Devrimci partiden yoksunluk ve sınıfın hazırlıksızlığı
“Günümüzde Avrupa’da neofaşist akımların, İslam dünyasında ise gerici dinci akımların öne çıkması ve önemli bir toplumsal destek kazanması olgusu dikkat çekicidir.
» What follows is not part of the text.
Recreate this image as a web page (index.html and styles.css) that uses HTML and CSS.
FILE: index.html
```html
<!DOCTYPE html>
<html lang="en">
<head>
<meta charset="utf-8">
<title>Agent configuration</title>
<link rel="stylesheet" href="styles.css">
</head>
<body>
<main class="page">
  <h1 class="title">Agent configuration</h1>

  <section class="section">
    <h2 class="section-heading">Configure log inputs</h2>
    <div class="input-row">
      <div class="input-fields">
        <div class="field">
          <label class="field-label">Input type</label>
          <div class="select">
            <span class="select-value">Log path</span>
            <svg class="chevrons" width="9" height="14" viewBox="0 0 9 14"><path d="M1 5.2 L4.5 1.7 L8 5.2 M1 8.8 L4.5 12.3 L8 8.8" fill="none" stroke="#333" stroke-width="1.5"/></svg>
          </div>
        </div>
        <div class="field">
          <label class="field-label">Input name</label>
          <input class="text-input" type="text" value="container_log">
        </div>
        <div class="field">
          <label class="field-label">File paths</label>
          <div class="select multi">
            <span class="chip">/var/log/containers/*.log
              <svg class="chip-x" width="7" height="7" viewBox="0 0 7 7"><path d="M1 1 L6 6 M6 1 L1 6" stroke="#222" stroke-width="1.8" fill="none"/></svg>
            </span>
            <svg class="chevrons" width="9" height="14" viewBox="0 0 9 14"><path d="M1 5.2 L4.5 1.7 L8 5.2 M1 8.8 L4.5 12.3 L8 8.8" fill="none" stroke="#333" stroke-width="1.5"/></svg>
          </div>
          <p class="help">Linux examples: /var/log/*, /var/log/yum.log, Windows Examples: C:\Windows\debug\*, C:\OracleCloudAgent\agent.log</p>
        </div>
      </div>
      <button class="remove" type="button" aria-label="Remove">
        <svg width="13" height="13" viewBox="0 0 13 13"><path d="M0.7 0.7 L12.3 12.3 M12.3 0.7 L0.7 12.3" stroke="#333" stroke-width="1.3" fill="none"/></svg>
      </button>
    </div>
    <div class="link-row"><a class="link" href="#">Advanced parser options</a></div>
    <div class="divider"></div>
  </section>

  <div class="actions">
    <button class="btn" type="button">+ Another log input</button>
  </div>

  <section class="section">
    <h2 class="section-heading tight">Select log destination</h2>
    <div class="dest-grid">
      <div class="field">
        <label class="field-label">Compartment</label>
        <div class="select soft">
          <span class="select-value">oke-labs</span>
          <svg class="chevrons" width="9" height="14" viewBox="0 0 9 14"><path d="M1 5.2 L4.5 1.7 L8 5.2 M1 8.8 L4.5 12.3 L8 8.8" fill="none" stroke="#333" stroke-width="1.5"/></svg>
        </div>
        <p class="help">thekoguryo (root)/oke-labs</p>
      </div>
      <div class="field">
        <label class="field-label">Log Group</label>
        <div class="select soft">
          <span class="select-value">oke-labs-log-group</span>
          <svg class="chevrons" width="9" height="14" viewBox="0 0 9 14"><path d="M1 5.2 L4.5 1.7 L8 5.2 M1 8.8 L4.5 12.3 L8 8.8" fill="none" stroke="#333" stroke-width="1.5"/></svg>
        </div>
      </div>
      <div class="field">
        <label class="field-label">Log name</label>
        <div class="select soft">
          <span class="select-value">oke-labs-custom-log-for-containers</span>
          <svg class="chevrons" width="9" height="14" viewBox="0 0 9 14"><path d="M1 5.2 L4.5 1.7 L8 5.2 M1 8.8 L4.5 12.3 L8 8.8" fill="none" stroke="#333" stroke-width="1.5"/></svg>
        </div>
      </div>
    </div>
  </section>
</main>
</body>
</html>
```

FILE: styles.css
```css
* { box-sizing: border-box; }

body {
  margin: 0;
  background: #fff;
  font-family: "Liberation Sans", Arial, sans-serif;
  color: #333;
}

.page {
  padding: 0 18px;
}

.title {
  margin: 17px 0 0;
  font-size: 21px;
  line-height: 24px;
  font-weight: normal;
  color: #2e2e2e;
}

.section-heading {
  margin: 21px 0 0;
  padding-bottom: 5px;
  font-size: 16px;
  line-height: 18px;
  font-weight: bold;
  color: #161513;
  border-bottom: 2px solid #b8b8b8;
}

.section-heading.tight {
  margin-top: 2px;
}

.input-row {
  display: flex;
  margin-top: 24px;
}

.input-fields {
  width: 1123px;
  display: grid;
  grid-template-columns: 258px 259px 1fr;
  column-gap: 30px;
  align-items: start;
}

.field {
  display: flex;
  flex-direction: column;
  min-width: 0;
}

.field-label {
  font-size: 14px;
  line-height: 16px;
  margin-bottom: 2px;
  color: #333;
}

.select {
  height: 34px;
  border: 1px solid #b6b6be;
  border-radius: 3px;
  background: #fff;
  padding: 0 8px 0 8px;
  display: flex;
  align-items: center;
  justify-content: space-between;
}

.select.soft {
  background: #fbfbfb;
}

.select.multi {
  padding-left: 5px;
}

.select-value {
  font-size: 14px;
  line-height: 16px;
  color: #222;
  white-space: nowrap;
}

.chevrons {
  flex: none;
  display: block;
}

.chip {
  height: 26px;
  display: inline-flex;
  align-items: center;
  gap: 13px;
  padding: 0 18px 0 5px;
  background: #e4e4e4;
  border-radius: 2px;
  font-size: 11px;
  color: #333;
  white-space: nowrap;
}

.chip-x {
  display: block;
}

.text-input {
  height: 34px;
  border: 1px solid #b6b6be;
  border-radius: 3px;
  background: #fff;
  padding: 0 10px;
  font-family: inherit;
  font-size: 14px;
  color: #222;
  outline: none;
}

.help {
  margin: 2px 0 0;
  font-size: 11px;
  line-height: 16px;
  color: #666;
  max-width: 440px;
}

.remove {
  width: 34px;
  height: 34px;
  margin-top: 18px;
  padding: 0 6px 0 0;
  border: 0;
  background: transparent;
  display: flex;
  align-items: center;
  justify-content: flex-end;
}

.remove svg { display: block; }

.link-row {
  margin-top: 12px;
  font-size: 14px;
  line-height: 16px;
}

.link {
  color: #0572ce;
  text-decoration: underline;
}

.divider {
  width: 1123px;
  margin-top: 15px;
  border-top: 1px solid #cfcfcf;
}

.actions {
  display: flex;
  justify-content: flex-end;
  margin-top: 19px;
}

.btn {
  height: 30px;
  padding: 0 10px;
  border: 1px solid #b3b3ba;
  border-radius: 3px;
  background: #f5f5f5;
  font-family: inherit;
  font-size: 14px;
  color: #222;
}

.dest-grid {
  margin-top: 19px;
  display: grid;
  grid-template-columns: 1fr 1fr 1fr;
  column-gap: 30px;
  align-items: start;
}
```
Bu olgu, toplumsal-siyasal bunalım ile onun günden güne büyüttüğü toplumsal-siyasal hoşnutsuzluğun dolaysız bir yansımasıdır. 20. yüzyılın tarihsel deneyimlerinin de gösterdiği gibi, devrimci partinin ve sınıfın hazırlıksız olduğu her durumda, toplumsal bunalımın hoşnutsuzluğa ve yeni arayışlara ittiği kitlelerin bu türden sahte muhalif gerici düzen akımlarının tuzağına düşmesi her zaman ihtimal dahilindedir ve bu devrim için en büyük tehlikelerden biridir.” (TKİP IV. Kongre Bildirisi, Ekim 2012, www.tkip.org )
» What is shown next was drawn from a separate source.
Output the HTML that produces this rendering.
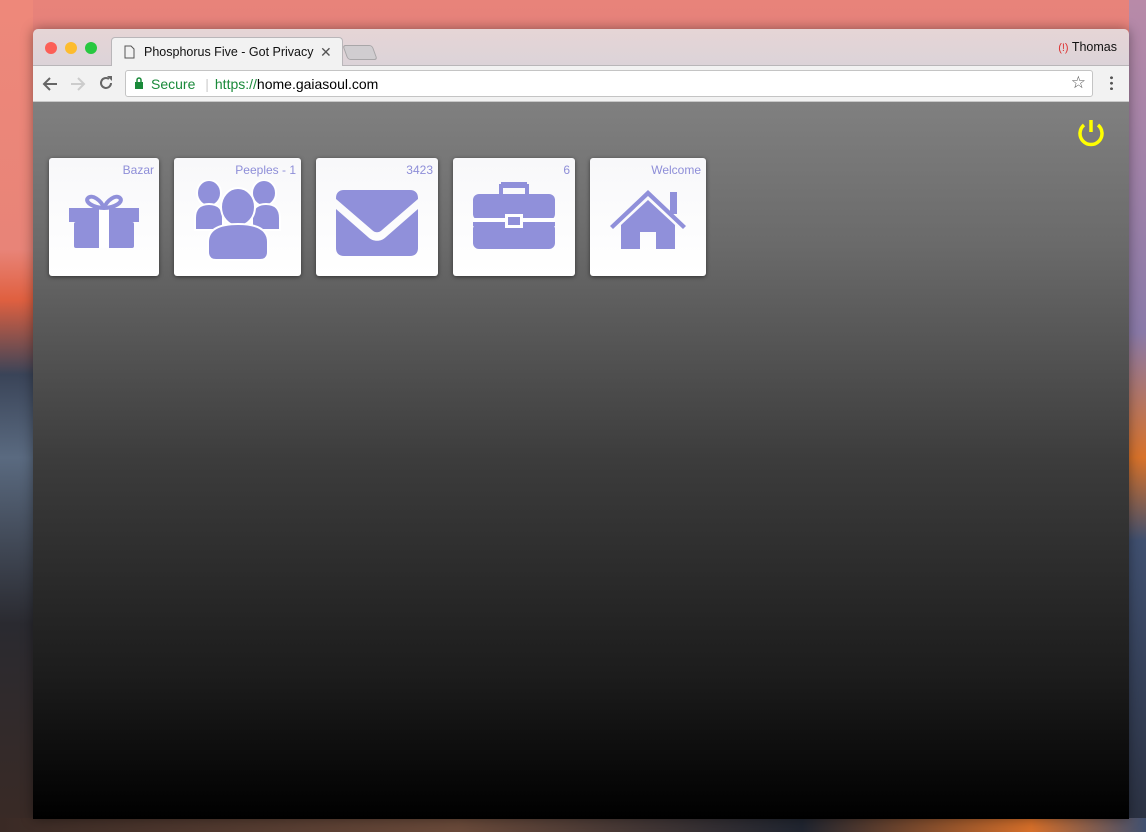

Ne yazık ki Avrupa’nın hiçbir yerinde devrimci bir parti bulunmamaktadır. Bununla bağlantılı olarak işçi sınıfı da devrimci bir hazırlıktan yoksundur. İşte bu, en büyük eksiklik ve en büyük tehlikedir. Avrupa işçilerinin ve emekçilerinin ırkçı-faşist akımlar gibi sahte alternatiflerin tuzağına düşmesinde, krizin tetikleyip günbegün büyüttüğü hoşnutsuzluk temel bir rol oynamaktadır.
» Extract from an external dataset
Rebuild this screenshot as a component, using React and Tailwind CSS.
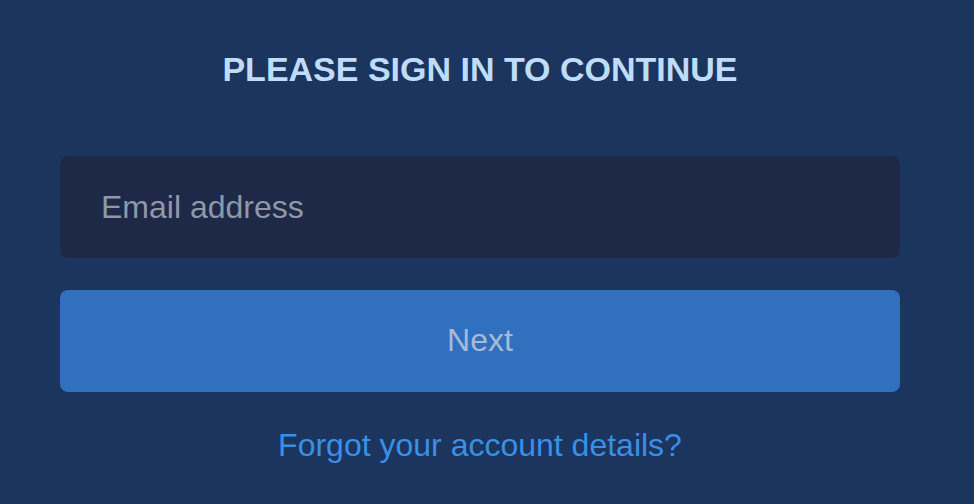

Bir kez daha ırkçı-faşist akımları besleyip büyüten bu aynı koşullar, diğer yandan bünyesinde devrimci imkanları da barındırmaktadır. Bir diğer ifade ile koşullar devrimin de dinamiğini de içermektedir. Eninde sonunda devrimci parti eksikliğini ve sınıfın hazırlıksızlığını da giderecektir.